Speaking at a press conference in Hanoi, Colonel Le Xuan Duc, Deputy Head of the Traffic Police Department under the Ministry of Public Security said that the annual slogan contest aims to raise children’s awareness about traffic safety and accident prevention.
The best slogan will be used as the road safety slogan of the year and appear on posters hung at primary schools nationwide in the 2017-2018 school year.
The contest is open for Vietnamese and foreigners living in Vietnam. Entries should not be longer than 20 words, and serve the themes of “Be careful on the way to school” (targeting primary school students) and “For children’s safety” (targeting high school students).
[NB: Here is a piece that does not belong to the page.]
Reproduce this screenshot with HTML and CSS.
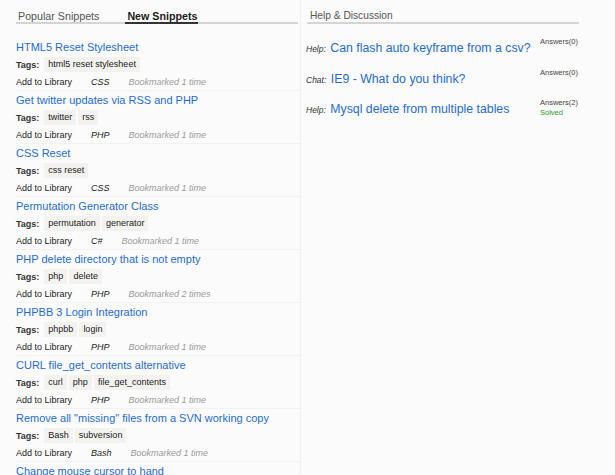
FILE: index.html
```html
<!DOCTYPE html>
<html>
<head>
<meta charset="utf-8">
<link rel="stylesheet" href="styles.css">
</head>
<body>
<div class="page">
  <div class="left">
    <div class="tabs">
      <span class="tab">Popular Snippets</span>
      <span class="tab active">New Snippets</span>
    </div>
    <ul class="snippets">
      <li class="snip">
        <a class="title">HTML5 Reset Stylesheet</a>
        <div class="tags"><b>Tags:</b><span class="tag">html5 reset stylesheet</span></div>
        <div class="meta"><span>Add to Library</span><i class="lang">CSS</i><i class="bm">Bookmarked 1 time</i></div>
      </li>
      <li class="snip">
        <a class="title">Get twitter updates via RSS and PHP</a>
        <div class="tags"><b>Tags:</b><span class="tag">twitter</span><span class="tag">rss</span></div>
        <div class="meta"><span>Add to Library</span><i class="lang">PHP</i><i class="bm">Bookmarked 1 time</i></div>
      </li>
      <li class="snip">
        <a class="title">CSS Reset</a>
        <div class="tags"><b>Tags:</b><span class="tag">css reset</span></div>
        <div class="meta"><span>Add to Library</span><i class="lang">CSS</i><i class="bm">Bookmarked 1 time</i></div>
      </li>
      <li class="snip">
        <a class="title">Permutation Generator Class</a>
        <div class="tags"><b>Tags:</b><span class="tag">permutation</span><span class="tag">generator</span></div>
        <div class="meta"><span>Add to Library</span><i class="lang">C#</i><i class="bm">Bookmarked 1 time</i></div>
      </li>
      <li class="snip">
        <a class="title">PHP delete directory that is not empty</a>
        <div class="tags"><b>Tags:</b><span class="tag">php</span><span class="tag">delete</span></div>
        <div class="meta"><span>Add to Library</span><i class="lang">PHP</i><i class="bm">Bookmarked 2 times</i></div>
      </li>
      <li class="snip">
        <a class="title">PHPBB 3 Login Integration</a>
        <div class="tags"><b>Tags:</b><span class="tag">phpbb</span><span class="tag">login</span></div>
        <div class="meta"><span>Add to Library</span><i class="lang">PHP</i><i class="bm">Bookmarked 1 time</i></div>
      </li>
      <li class="snip">
        <a class="title">CURL file_get_contents alternative</a>
        <div class="tags"><b>Tags:</b><span class="tag">curl</span><span class="tag">php</span><span class="tag">file_get_contents</span></div>
        <div class="meta"><span>Add to Library</span><i class="lang">PHP</i><i class="bm">Bookmarked 1 time</i></div>
      </li>
      <li class="snip">
        <a class="title">Remove all "missing" files from a SVN working copy</a>
        <div class="tags"><b>Tags:</b><span class="tag">Bash</span><span class="tag">subversion</span></div>
        <div class="meta"><span>Add to Library</span><i class="lang">Bash</i><i class="bm">Bookmarked 1 time</i></div>
      </li>
      <li class="snip last">
        <a class="title">Change mouse cursor to hand</a>
      </li>
    </ul>
  </div>
  <div class="right">
    <div class="heading">Help &amp; Discussion</div>
    <ul class="questions">
      <li class="q">
        <div class="q-main"><i class="kind">Help:</i> <a class="q-title">Can flash auto keyframe from a csv?</a></div>
        <div class="q-meta"><div>Answers(0)</div></div>
      </li>
      <li class="q">
        <div class="q-main"><i class="kind">Chat:</i> <a class="q-title">IE9 - What do you think?</a></div>
        <div class="q-meta"><div>Answers(0)</div></div>
      </li>
      <li class="q">
        <div class="q-main"><i class="kind">Help:</i> <a class="q-title">Mysql delete from multiple tables</a></div>
        <div class="q-meta"><div>Answers(2)</div><div class="solved">Solved</div></div>
      </li>
    </ul>
  </div>
</div>
</body>
</html>
```
FILE: styles.css
```css
html, body {
  margin: 0;
  padding: 0;
  background: #fbfbfb;
  font-family: "Liberation Sans", Arial, sans-serif;
  color: #1c1c1c;
  overflow: hidden;
}
ul { list-style: none; margin: 0; padding: 0; }
a { color: #1f6bd0; text-decoration: none; }

.page {
  display: flex;
  align-items: flex-start;
}

.left {
  width: 284px;
  padding-left: 16px;
  border-right: 1px solid #f0f0f0;
  min-height: 475px;
}

.tabs {
  display: flex;
  padding-top: 10px;
  border-bottom: 2px solid #d4d4d4;
  margin-right: 2px;
}
.tab {
  font-size: 10.7px;
  line-height: 12px;
  color: #555;
  padding: 0 1px 0 2px;
  margin-bottom: -2px;
  border-bottom: 2px solid transparent;
}
.tab.active {
  margin-left: 25px;
  font-weight: bold;
  color: #1c1c1c;
  border-bottom-color: #333;
}

.snippets { margin-top: 14px; }
.snip {
  border-bottom: 1px solid #f2f2f2;
}
.snip.last { border-bottom: 0; }
.title {
  display: block;
  font-size: 11px;
  line-height: 18px;
}
.tags, .meta {
  display: flex;
  align-items: center;
  height: 17px;
  font-size: 9px;
}
.tags b { margin-right: 5px; color: #333; }
.tag {
  background: #f3f2ef;
  padding: 2px 4px;
  margin-right: 2px;
  line-height: 11px;
}
.meta .lang { margin-left: 19px; color: #1c1c1c; }
.meta .bm { margin-left: 19px; color: #9a9a9a; }

.right {
  width: 276px;
  padding-left: 5px;
}
.heading {
  margin: 0 3px 0 1px;
  padding: 10px 0 0 3px;
  font-size: 10.2px;
  line-height: 12px;
  color: #555;
  border-bottom: 2px solid #d4d4d4;
}
.questions { margin-top: 14px; }
.q {
  display: flex;
  align-items: flex-start;
  margin-bottom: 12.5px;
}
.q-main {
  width: 234px;
  height: 18px;
  line-height: 18px;
  white-space: nowrap;
}
.kind { font-size: 8.5px; color: #333; }
.q-title { font-size: 12.3px; }
.q-meta {
  margin-top: -1px;
  font-size: 7.5px;
  line-height: 10px;
  color: #444;
}
.solved { color: #2a9a2a; }
```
Contestants could submit their entries by post or to the programme’s websites of www.antoangiaothong.com.vn and www.cgst.vn by October 31. An awarding ceremony will be held in January 2018.
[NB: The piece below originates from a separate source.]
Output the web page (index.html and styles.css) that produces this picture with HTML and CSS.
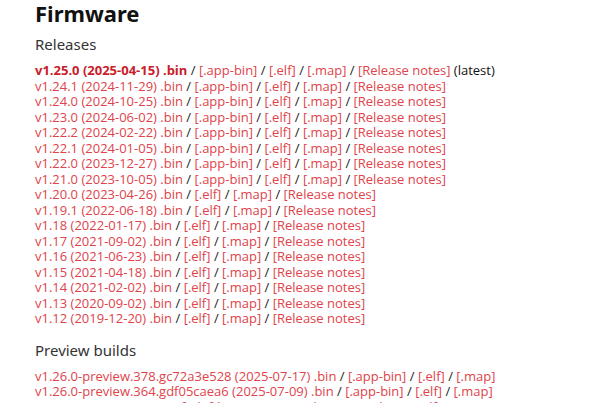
FILE: index.html
```
<!DOCTYPE html>
<html>
<head>
<meta charset="utf-8">
<link rel="stylesheet" href="styles.css">
</head>
<body>
<div class="page">
  <h1 class="title">Firmware</h1>
  <h2 class="section">Releases</h2>
  <ul class="list">
    <li class="latest"><a class="strong" href="#">v1.25.0 (2025-04-15) .bin</a> / <a href="#">[.app-bin]</a> / <a href="#">[.elf]</a> / <a href="#">[.map]</a> / <a href="#">[Release notes]</a> <span class="note">(latest)</span></li>
    <li><a href="#">v1.24.1 (2024-11-29) .bin</a> / <a href="#">[.app-bin]</a> / <a href="#">[.elf]</a> / <a href="#">[.map]</a> / <a href="#">[Release notes]</a></li>
    <li><a href="#">v1.24.0 (2024-10-25) .bin</a> / <a href="#">[.app-bin]</a> / <a href="#">[.elf]</a> / <a href="#">[.map]</a> / <a href="#">[Release notes]</a></li>
    <li><a href="#">v1.23.0 (2024-06-02) .bin</a> / <a href="#">[.app-bin]</a> / <a href="#">[.elf]</a> / <a href="#">[.map]</a> / <a href="#">[Release notes]</a></li>
    <li><a href="#">v1.22.2 (2024-02-22) .bin</a> / <a href="#">[.app-bin]</a> / <a href="#">[.elf]</a> / <a href="#">[.map]</a> / <a href="#">[Release notes]</a></li>
    <li><a href="#">v1.22.1 (2024-01-05) .bin</a> / <a href="#">[.app-bin]</a> / <a href="#">[.elf]</a> / <a href="#">[.map]</a> / <a href="#">[Release notes]</a></li>
    <li><a href="#">v1.22.0 (2023-12-27) .bin</a> / <a href="#">[.app-bin]</a> / <a href="#">[.elf]</a> / <a href="#">[.map]</a> / <a href="#">[Release notes]</a></li>
    <li><a href="#">v1.21.0 (2023-10-05) .bin</a> / <a href="#">[.app-bin]</a> / <a href="#">[.elf]</a> / <a href="#">[.map]</a> / <a href="#">[Release notes]</a></li>
    <li><a href="#">v1.20.0 (2023-04-26) .bin</a> / <a href="#">[.elf]</a> / <a href="#">[.map]</a> / <a href="#">[Release notes]</a></li>
    <li><a href="#">v1.19.1 (2022-06-18) .bin</a> / <a href="#">[.elf]</a> / <a href="#">[.map]</a> / <a href="#">[Release notes]</a></li>
    <li><a href="#">v1.18 (2022-01-17) .bin</a> / <a href="#">[.elf]</a> / <a href="#">[.map]</a> / <a href="#">[Release notes]</a></li>
    <li><a href="#">v1.17 (2021-09-02) .bin</a> / <a href="#">[.elf]</a> / <a href="#">[.map]</a> / <a href="#">[Release notes]</a></li>
    <li><a href="#">v1.16 (2021-06-23) .bin</a> / <a href="#">[.elf]</a> / <a href="#">[.map]</a> / <a href="#">[Release notes]</a></li>
    <li><a href="#">v1.15 (2021-04-18) .bin</a> / <a href="#">[.elf]</a> / <a href="#">[.map]</a> / <a href="#">[Release notes]</a></li>
    <li><a href="#">v1.14 (2021-02-02) .bin</a> / <a href="#">[.elf]</a> / <a href="#">[.map]</a> / <a href="#">[Release notes]</a></li>
    <li><a href="#">v1.13 (2020-09-02) .bin</a> / <a href="#">[.elf]</a> / <a href="#">[.map]</a> / <a href="#">[Release notes]</a></li>
    <li><a href="#">v1.12 (2019-12-20) .bin</a> / <a href="#">[.elf]</a> / <a href="#">[.map]</a> / <a href="#">[Release notes]</a></li>
  </ul>
  <h2 class="section later">Preview builds</h2>
  <ul class="list">
    <li><a href="#">v1.26.0-preview.378.gc72a3e528 (2025-07-17) .bin</a> / <a href="#">[.app-bin]</a> / <a href="#">[.elf]</a> / <a href="#">[.map]</a></li>
    <li><a href="#">v1.26.0-preview.364.gdf05caea6 (2025-07-09) .bin</a> / <a href="#">[.app-bin]</a> / <a href="#">[.elf]</a> / <a href="#">[.map]</a></li>
    <li><a href="#">v1.26.0-preview.338.g16f0d7fde (2025-07-02) .bin</a> / <a href="#">[.app-bin]</a> / <a href="#">[.elf]</a> / <a href="#">[.map]</a></li>
  </ul>
</div>
</body>
</html>
```
FILE: styles.css
```
html, body {
  margin: 0;
  padding: 0;
  background: #ffffff;
}
.page {
  padding: 0 0 0 35px;
  font-family: "Open Sans", "Noto Sans", sans-serif;
  color: #222222;
}
.title {
  margin: 0;
  font-family: "Noto Sans", "Open Sans", sans-serif;
  font-weight: 700;
  font-size: 22px;
  line-height: 26px;
  color: #111111;
}
.section {
  margin: 7px 0 8px 0;
  font-family: "Noto Sans", "Open Sans", sans-serif;
  font-weight: 400;
  font-size: 15px;
  line-height: 22px;
  color: #333333;
}
.section.later {
  margin-bottom: 8px;
}
.list {
  list-style: none;
  margin: 0 0 12px 0;
  padding: 0;
  font-size: 13px;
  line-height: 15.5px;
}
.list a {
  color: #e0434b;
  text-decoration: none;
}
.list a.strong {
  color: #c8202a;
  font-weight: 700;
}
.note {
  color: #111111;
}
```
Seimiya Katsuyoshi, Director of Global Business Division of the Mainichi Newspaper Co. Ltd, co-organiser of the programme said the contest was based on a similar one in Japan which has been underway for more than 20 years.
He expressed his hope that as the contest was launched simultaneously with the beginning of new school year, it will popularise the message to protect Vietnamese children from traffic accidents.
Doraemon, a robot cat, is a famous Japanese animation character among children in Asia, including Vietnam, and has served as a symbol of traffic safety for decades in Japan.
In 2016-2017, the “Doraemon with traffic safety in Vietnam” programme was held in various primary schools with 35 extra-curriculums classes on traffic safety.
More than 50,000 road safety handbooks and badges featuring Doraemon and the winning slogan of last year were presented to students at schools in Hanoi, Da Nang, Ho Chi Minh City, Thanh Hoa and Yen Bai.
Japan first launched a traffic safety programme featuring Doraemon 30 years ago, when about 15,000 Japanese people were killed by traffic accidents every year.
Japan is now one of the countries with the safest traffic network in the world, while its people have very good road sense. The number of traffic-linked deaths has shrunk to around 4,000 a year.